Spooks – Beginning of the End
As previewed in my last post, the BBC got underway last night with the last series of Spooks, its long-running show about the efforts of a group of glamorati within Britain’s security service to save the country – not to mention Western civilisation – from unspeakable catastrophe.
These days the BBC commissions most of its drama from independent production companies. The company responsible for Spooks is called Kudos Productions. Kudos was also the name of a group of companies I co-owned during the 90s and most of the last decade. For this reason perhaps, I was sometimes asked if I was an ex-spy. The other major Kudos at the time was a gay nightclub. I was never mistaken for a gay nightclub owner, although close friends did once question my orientation after seeing me acting in some awful 50’s comedy in Jeddah. Very Burgess and Maclean, they said.
Which brings us back to Spooks. The principal character is Harry – later Sir Harry – Pearce. Harry is the section head. Occasionally a superior pops up, usually in an obstructive role, but for a mere section head, Harry seems to spend much of his time hob-nobbing with the Home Secretary of the day – something that a real MI5 head would be unlikely to allow.
Harry is old school. Po-faced, sarcastic, but a man whose commitment to his country and job shine through. Also someone who has to assume a stoic mask in front of his living colleagues each time one of them gets knifed, blown up or deep fried in a vat of cooking oil.
Through successive series, the chinks in this lonely man’s armour are slowly revealed. He is accused of disloyalty, he nurses a long-hidden passion for Ruth, one of his key sidekicks, and in yesterday’s episode he is revealed to have had an affair with one of his key Russian assets while station chief in Berlin. Unfortunately she happens to be the wife of his opposite number, who is now a minister, and who is visiting London to head up a negotiating team that will discuss a radical rapprochement between Russia and the UK.
Ruth appears to be the only person apart from Harry who is beyond her third decade. The early Spooks series boasted a number of geeky characters of a certain age. It seems that ageism has taken its toll of the oldies – actually most of them have been bumped off – and these days almost all of Harry’s team are under thirty. To a man and woman, they would grace the catwalk at the London Fashion Week were they not sporting gun-shaped bulges in the usual places. Clearly the makers of the show have caught the spirit of the times in portraying a brave new workforce unpolluted by the wrinkly and obese.
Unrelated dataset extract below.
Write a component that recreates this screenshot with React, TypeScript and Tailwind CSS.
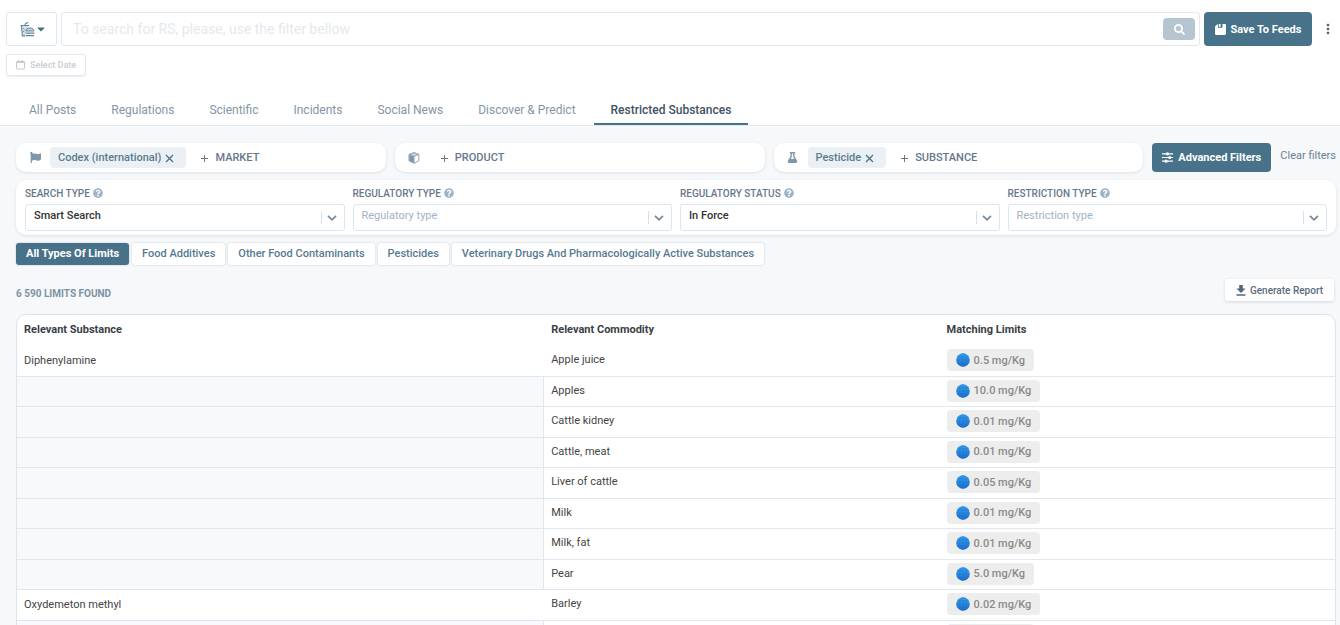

Perhaps the reason for the lack of oldies, who tended to be the boffins, is that the tech is so high these days that anyone over twenty would be incapable of using it. The latest innovation is software that can identify a person by their gait. Imagine – a database of millions of silly walks, each with a recognisable owner. In which case I wonder which version of my walk is captured on some spook-driven CCTV: my shopping walk – focused and purposeful – or my limping shuffle after 36 holes of golf. Perhaps this is one of the nifty little tools the software giant Autonomy have up their sleeves. No wonder HP bought them.
The team used this wonderful application to identify an assassin, who gets his comeuppance after he infiltrates a reception at which the ex-KGB minister is the guest of honour. But who commissioned the hit? The Chechens, or even the sour-faced CIA man who comes to London to warn Harry of Uncle Sam’s displeasure at the UK cozying up to Russia? And what will happen to the FSB man assigned to the Russian security team who happens to be the son of the minister and his traitorous wife, and knows her dark secret? Next on the hit list? Perhaps not, because at the end of the episode he is revealed to be Harry’s son, the result of his affair with the minister’s wife.
No wonder this is the last series. Spooks without Harry Pearce would be like the six wives without Henry VIII, and Harry – already compromised in the eyes of his superiors because if his herniated relationship with Ruth – is surely on the downward trajectory towards discreet retirement or a grisly end.
Yes, it will be sad to see the end of Spooks. The last word comes from Peter Firth, who plays Harry Pearce. In my last post I marvelled at how the BBC managed to assemble such a talented team of actors for their 1979 serialisation of Tinker Tailor Soldier Spy. In an interview published on Saturday, Firth was asked if he had managed a pay rise for his Spooks contract. He replied “if you start getting shirty and saying “I would like to be recompensed in a higher way”, they’ve got a brilliant out on Spooks – it’s one of the great successes of the show: it kills its heroes”.
Now there’s an idea for George Osborne, the British finance minister, as he struggles to cut the cost of Britain’s bloated civil service.